WND has reported on the Merida Initiative under which the U.S. Congress, at the strong urging of the Bush administration, allocated last December a total of $197 million of the $500 million authorized, under a $1.6 billion program.
The Merida Initiative aimed to provide U.S. military assistance in the form of training and equipment to the Mexican military to help it contain the drug cartels.
NACTS second recommendation was to "energize and expand the North American Trilateral Leaders' Summit" to provide "solutions to needs throughout North America."
Under this recommendation, NACTS neglected to address whether or not the Obama administration should continue or discontinue the operation of some 30 trilateral bureaucratic working groups organized under SPP to "integrate and harmonize" U.S. laws and regulations into North American laws and regulations across a wide range of policy issues, including border security, transportation, health, energy and the environment.
NACTS recommended the creation of a "revolving fund for infrastructures in North America" in which the three nations would pool resources to "maximize the competitiveness benefit vis-à-vis Asia and Europe and jump-start our collective economic engine."
WND reported in July 2006 that Sen. John Cornyn, R-Texas, withdrew legislation to create a North American Investment Fund Act – a similar idea to the NACT proposal for an infrastructures fund – after WND pointed out the legislation would have put into place a key piece of Pastor's plan to create a North American Community.
In his 2001 book "Toward a North American Community," Pastor argued a North American Development Fund would advance the "North American integration" needed to produce the union as a super-regional government according to the model of the European Union.
Pastor was vice chairman of a May 2005 task force report by the Council on Foreign Relations entitled "Building a North American Community." Creating a North American Investment Fund was also a key recommendation of the CFR task force report.
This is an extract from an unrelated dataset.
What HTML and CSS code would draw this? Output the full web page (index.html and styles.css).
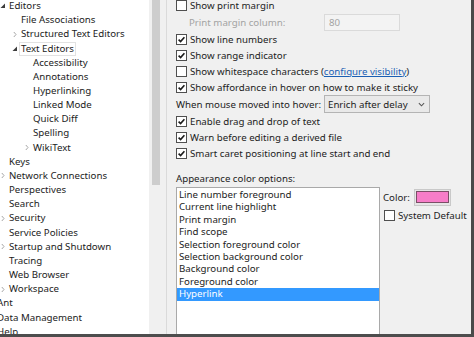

The NACTS report also recommended the creation of an "effective trade and transportation plan with Canada and Mexico" as well as creating a common border crossing permit with a "single window" electronic form, a joint customs team and common U.S.-Mexican and U.S.-Canadian booths to prevent duplicative border procedures and expedite crossings.
NACTS also recommended creating a North American Greenhouse Gas Exchange to facilitate the type of "cap-and-trade" step toward a global tax the Obama administration has recommended.
This recommendation confirms NACTS has embraced global warming alarmism, as has the Obama administration, despite what WND reports is continued scientific debate on whether or not human emissions of greenhouse gases cause global warming and the new fear of "climate chaos" that recent unusually cold winters have caused anti-carbon fuel advocates to substitute as their new banner.
NACTS' "North America Next" document repeatedly argues that the North American Free Trade Agreement, or NAFTA, has been responsible for massive continental job creation.
"Almost 40 million jobs were created n Canada, the U.S. and Mexico between 1993 and 2007, and today," the executive summary notes, without pointing out that the U.S. trade balances with both Mexico and Canada have become negative under NAFTA.
According to the U.S. Census Bureau's Foreign Trade Statistics, in 1993, the year President Clinton signed NAFTA into law, the U.S. enjoyed a nearly $1.7 billion favorable balance of trade with Mexico, exporting approximately $41.6 billion and importing approximately $39.9 billion.
By 2008, the trade balance had reversed, such that the U.S. had a negative $64.4 billion trade balance in Mexico's favor, after the U.S. exported approximately $151.5 billion to Mexico and imported $215.9 billion.
With Canada, the U.S. in 1993 already had a $10.7 billion negative trade balance, which had expanded to a $74.2 billion negative by the end of last year.
What these data would suggest is that the net new jobs created under NAFTA in North America are likely being created in Mexico and Canada, not in the U.S.
According to the Bureau of Labor Statistics, the U.S. manufacturing sector has lost approximately 4 million manufacturing jobs since 2000, nearly 25 percent of the total manufacturing workforce.
Partner universities for the ASU North American Center for Transborder Studies include four Mexican universities and two in Canada.
Also included on the trilateral Board of Advisors is Stephen Blank, co-director of the North American Transportation Competitiveness Research Council.
Blank has been the driving force behind the North America Works II conference held in Kansas City, Mo., Dec. 1-2, 2006. The meeting was organized by the David Rockefeller-created Council of the Americas to discuss "North American competitiveness" and the SPP.
Pastor and Blank are joined on the NACTS board by fellow North American Forum on Integration, or NAFI, board member Christine Frechette, the founding president and executive director of NAFI.
As WND has reported, NAFI conducts an annual "North American Model Parliament" in which 100 university students from the U.S., Canada and Mexico participate in an exercise in which they simulate a North American parliamentary meeting in which the students role-play North American legislators, lobbyists and journalists.
American University continues to list Pastor as on sabbatical, but the university media relations office told WND he has returned.
The NACTS Board of Advisor lists Pastor as the director of the Center for North American Studies at American University in Washington, D.C.
Yet, WND reported last year that Pastor explained in an e-mail that he had stepped down as vice president of International Affairs at American University and as director of the Center for North American Studies in the Office of International Affairs, a program he had headed since he began at American University in 2002.
Last year, WND also confirmed that American University President Neil Kerwin had decided to shut down Pastor's Office of International affairs.
The university media relations office told WND in a phone call that there is no current phone number for the Office of International Affairs.
The number the university media relations gave WND as the phone number for the Center for North American Studies was answered as "The Elders."
WND has reported that Pastor had begun working with The Elders, a conflict-resolution group of world figures, including Nelson Mandela and Jimmy Carter.
A WND e-mail to The Elders asking to determine Pastor's relation with group went unanswered.
A WND phone call to Pastor was also not immediately returned.